DIRECTORS' RESPONSIBILITY STATEMENT:
Pursuant to the requirement of Clause (c) of subsection (3) of Section
134 of the Companies Act, 2013, your Directors confirm that:
1. That in the preparation of the annual accounts for the financial
year ended 31st March, 2015 the applicable accounting standard had been
followed along with proper explanation relating to material departures.
2. That the directors had selected such accounting policies and applied
them consistently and made judgments and estimates that were reasonable
and prudent so as to give a true and fair view of the state of affairs
of the Company at the end of the financial year and of the profit and
loss of the Company for the year under review.
3. That the directors had taken proper and sufficient care for the
maintenance of adequate accounting records in accordance with the
provisions of the Companies Act, 2013 for safeguarding the assets of
the company and for preventing and detecting fraud and other
irregularities.
4. That the directors had prepared the accounts for the financial year
ended 31st March, 2015 on a going concern basis.
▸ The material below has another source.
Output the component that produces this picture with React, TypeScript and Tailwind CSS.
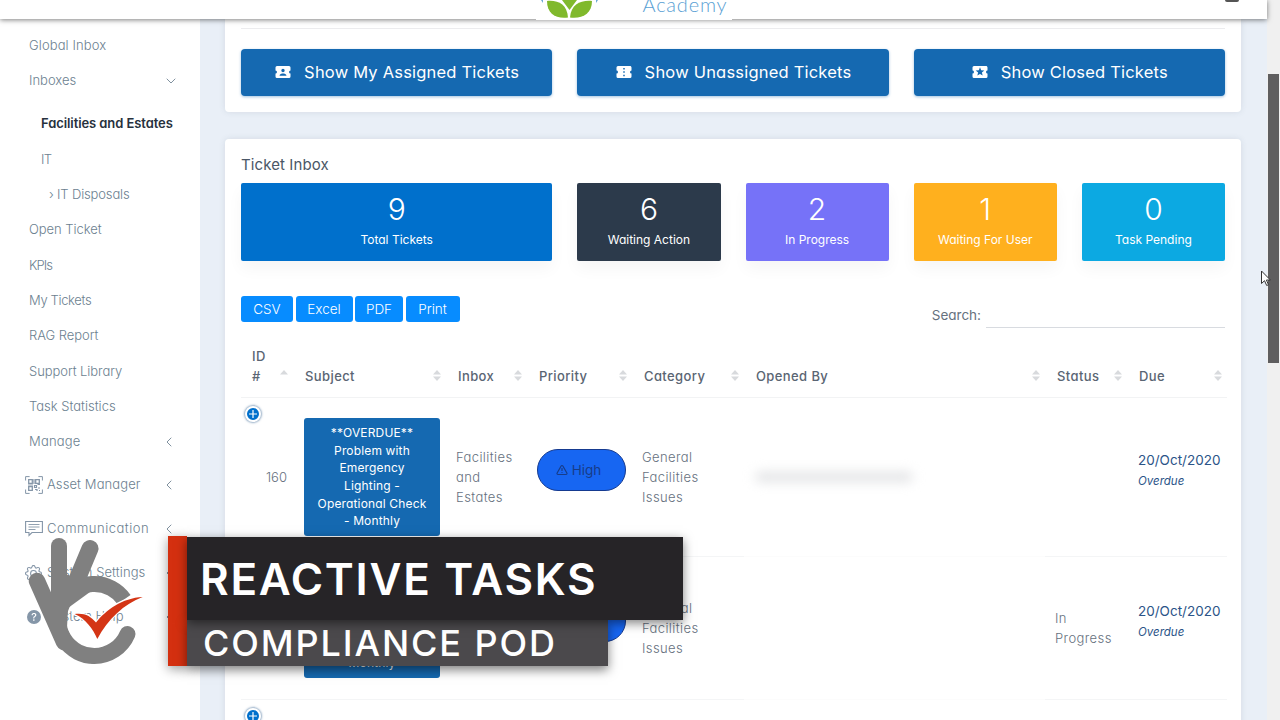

5. That the directors had laid down internal financial controls to be
followed by the company and that such internal financial controls are
adequate and were operating effectively.
6. That the directors had devised proper systems to ensure compliance
with the provisions of all applicable laws and that such systems were
adequate and operating effectively
AUDITORS:
(i) Statutory Auditor
The retiring auditors, namely M/s. Bansal Bansal & Co., Practicing
Chartered Accountants, Mumbai, hold office until the conclusion of the
forthcoming Annual General Meeting and are seeking re-appointment. They
have confirmed that their appointment if made, at the Annual General
Meeting, will be within the limits prescribed under Companies Act,
2013. They have also confirmed that they hold a valid peer review
certificate as prescribed under Clause 41(1)(h) of the Listing
Agreement. Members are requested to consider their reappointment.
(ii) Secretarial Auditor
In terms of Section 204 of the Companies Act 2013 and Rules made there
under, M/s. R M Mimani & Associates LLP, Practicing Company Secretaries
have been appointed Secretarial Auditor of the Company. The report of
the Secretarial Auditors is enclosed as Annexure 3 to this report.
(iii) Internal Auditor
M/S N. Kanodia & Co., Practicing Chartered Accountant performed the
duties of internal auditors of the company for 2014-15 and their report
is reviewed by the audit committee from time to time.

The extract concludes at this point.